En plus, aucune grosse affaire n’arrive devant la Cour. Les trafiquants ont connu le système de la Cour, qui est devenu archaïque. Ils jouent avec le système. Ils ne craignent pas l’Enforcement of Law. L’argent saisi aurait dû être réinvesti dans les agences d’investigation pour combattre la drogue. Il faut savoir ensuite comment réhabiliter nos enfants.

Depuis que je suis DPP, à part le centre de Terre-Rouge financé par l’église catholique et le centre Idrice Goomany, je n’ai vu aucune institution qui ait ouvert ses portes pour réhabiliter nos jeunes. Notre système d’éducation a reculé et les enfants sont devenus des rejets de la société. Ils sont entrés dans la drogue. Ce sont ces choses qui m’interpellent. Il y a eu une pénétration politique dans toutes nos institutions. Il ne reste que le bureau du DPP, mais ils ont retiré tous ses pouvoirs.

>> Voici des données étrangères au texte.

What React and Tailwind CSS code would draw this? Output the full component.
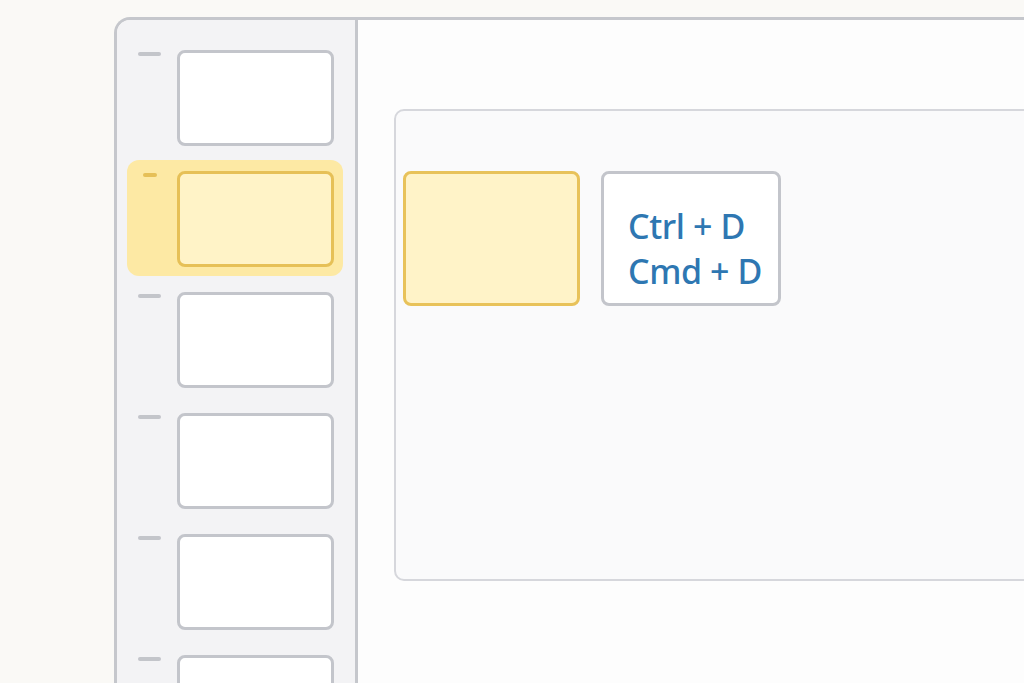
const slides = [1, 2, 3, 4, 5, 6];
const activeSlide = 2;

const SlideRow = ({ active }) => (
  <div
    className={`flex h-[116px] shrink-0 rounded-[12px] pt-[11px] pr-[9px] ${
      active ? 'bg-[#fde9a4] pl-[16px]' : 'pl-[11px]'
    }`}
  >
    <div
      className={`mt-[2px] h-[4px] rounded-full ${
        active ? 'w-[14px] bg-[#e6c058]' : 'w-[23px] bg-[#c3c5ca]'
      }`}
    />
    <div
      className={`ml-auto h-[96px] w-[157px] rounded-[8px] border-[3px] ${
        active ? 'border-[#e6c057] bg-[#fff3c7]' : 'border-[#c3c5cb] bg-white'
      }`}
    />
  </div>
);

export default function App() {
  return (
    <div className="h-[683px] w-[1024px] overflow-hidden bg-[#faf9f6] pl-[114px] pt-[17px]">
      <div className="flex h-[700px] rounded-tl-[16px] border-l-[3px] border-t-[3px] border-[#c5c7cc] overflow-hidden">
        {/* Slide list */}
        <div className="flex w-[241px] shrink-0 flex-col gap-[5px] border-r-[3px] border-[#c5c7cc] bg-[#f3f3f5] pl-[10px] pr-[12px] pt-[19px]">
          {slides.map(s => (
            <SlideRow key={s} active={s === activeSlide} />
          ))}
        </div>

        {/* Editor */}
        <div className="flex-1 bg-[#fdfdfd] pl-[36px] pt-[89px]">
          <div className="h-[472px] w-[680px] rounded-[10px] border-2 border-[#d6d7dc] bg-[#fafafb] pl-[7px] pt-[60px]">
            <div className="flex gap-[21px]">
              <div className="h-[135px] w-[177px] rounded-[8px] border-[3px] border-[#e8c25a] bg-[#fff3c8]" />
              <div
                className="h-[135px] w-[180px] rounded-[8px] border-[3px] border-[#c3c5cb] bg-white pl-[24px] pt-[30px] text-[34px] font-medium leading-[45px] tracking-[-0.4px] text-[#2e77b2]"
                style={{ fontFamily: '"Noto Sans", sans-serif' }}
              >
                <div>Ctrl + D</div>
                <div>Cmd + D</div>
              </div>
            </div>
          </div>
        </div>
      </div>
    </div>
  );
}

Ce Bureau n’a pas son mot à dire dans les crimes financiers. La PSC, les régulateurs de notre système financier, les banques contrôlées par le gouvernement… Ils sont tous devenus des outils politiques. Plus grave encore : ils pratiquent une politique de polarisation communale. Nous nous laissons influencer par des politiques ethno-nationalistes qui viennent de l’étranger. Au lieu de faciliter l’émergence d’une nation mauricienne, nous parlons de hindu belt et de kreol belt. Nous divisons et morcelons le pays pour des gains politiques.

Le peuple mauricien doit se lever comme une seule personne pour sanctionner cette politique. Sinon, nous continuerons de reculer. Phokeer a dévalué notre Parlement et c’est lui qui fait aujourd’hui de la politique.